PostgreSQL streaming replication uses this approach. The standby connects to the primary and continuously receives WAL records:

# postgresql.conf on primary
wal_level = replica
max_wal_senders = 5

# recovery.conf on standby (or standby.signal in PG 12+)
primary_conninfo = 'host=primary-host port=5432'

Limitation: Storage Engine Coupling

WAL records describe which bytes changed in which disk blocks. This ties replication to the exact storage format — the leader and follower must run:

  • The same storage engine
  • The same database version (or a compatible one)

This makes zero-downtime rolling upgrades difficult: you cannot run the leader on v15 and a follower on v16 if the on-disk page format changed between versions. The standard approach is to upgrade the follower first, promote it, then upgrade the old leader — but this requires the WAL format to be backward-compatible between those two versions.

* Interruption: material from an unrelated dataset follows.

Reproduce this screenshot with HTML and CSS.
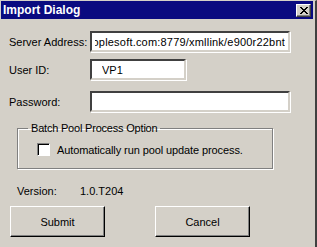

Logical (Row-Based) Log Replication

Instead of shipping physical byte changes, the leader writes a logical log — a description of what changed at the row level, decoupled from the storage engine format.

Log Content

OperationWhat the log records
INSERTNew values of all columns
DELETEEnough to identify the row (primary key, or all column values if no PK)
UPDATERow identifier + new values of changed columns
COMMITMarker indicating a transaction’s set of changes is complete
sequenceDiagram
    participant L as Leader
    participant Log as Logical Log
    participant F as Follower
    participant CDC as External Consumer

    L->>Log: Row-level change record (INSERT, id=7, name='Alice', ...)
    Log->>F: Replicate via logical decoding
    Log->>CDC: Stream to Kafka / data warehouse
    Note over F,CDC: Same log serves replication AND change data capture

MySQL binlog (in ROW format, default since 5.7.7) and PostgreSQL logical replication (via pgoutput plugin) both implement this approach:

-- PostgreSQL: create a logical replication publication
CREATE PUBLICATION my_pub FOR TABLE orders, customers;

-- On the subscriber
CREATE SUBSCRIPTION my_sub
  CONNECTION 'host=primary-host dbname=mydb'
  PUBLICATION my_pub;
-- MySQL: verify binlog format
SHOW VARIABLES LIKE 'binlog_format';  -- should return ROW

Why This Is the Standard Today

AdvantageWhy it matters
Version independenceLeader and follower can run different DB versions — the log format is stable across releases
Cross-engine replicationPostgreSQL → MySQL is possible via logical decoding
Change data capture (CDC)External systems (Kafka, data warehouses) consume the same log stream — this is the foundation of the Outbox Pattern
Selective replicationReplicate a subset of tables or columns
Human-readableRow-level changes are easier to debug than byte-level diffs

Trigger-Based Replication

When replication requirements go beyond what the database engine provides — replicating a subset of data, moving between different database types, or applying custom conflict resolution — the replication logic moves to the application layer.

Mechanisms:

ToolHow it works
Triggers + stored proceduresA BEFORE/AFTER trigger fires on every write, logging the change to a separate audit table. An external process reads that table and applies changes to the target.
Log-reading toolsOracle GoldenGate, Debezium, Maxwell read the database’s transaction log and emit change events to an external system (Kafka, another database).
-- Example: trigger-based change capture
CREATE TABLE orders_changelog (
    id SERIAL PRIMARY KEY,
    order_id INT,
    operation VARCHAR(10),
    changed_at TIMESTAMP DEFAULT NOW(),
    new_data JSONB
);

CREATE OR REPLACE FUNCTION capture_order_change() RETURNS TRIGGER AS $$
BEGIN
    INSERT INTO orders_changelog (order_id, operation, new_data)
    VALUES (NEW.id, TG_OP, row_to_json(NEW)::jsonb);
    RETURN NEW;
END;
$$ LANGUAGE plpgsql;

CREATE TRIGGER orders_audit
    AFTER INSERT OR UPDATE ON orders
    FOR EACH ROW EXECUTE FUNCTION capture_order_change();

Trade-off: higher overhead per write (trigger execution + changelog table insert) and more moving parts to maintain. Use this only when built-in replication cannot satisfy the requirement.

Comparison

MethodCouplingVersion CompatCDC SupportPerformanceStatus
Statement-basedLowGoodPoorGoodLegacy — largely replaced
WAL shippingHigh (byte-level)Poor (same version)NoneBest (no transformation)Standard for physical standbys
Logical (row-based)LowGoodExcellentGood (slight overhead)Standard for most use cases
Trigger-basedLowGoodCustomWorst (trigger overhead)Niche — custom requirements only
ℹ️

Interview tip: When discussing database replication, say: “I’d use logical replication — it decouples the replication format from the storage engine, supports cross-version upgrades, and doubles as a CDC stream. For a hot standby where byte-identical state and minimal lag matter (like a failover target), WAL shipping is better because it skips the logical decoding overhead.” This shows you understand the tradeoff, not just the mechanism.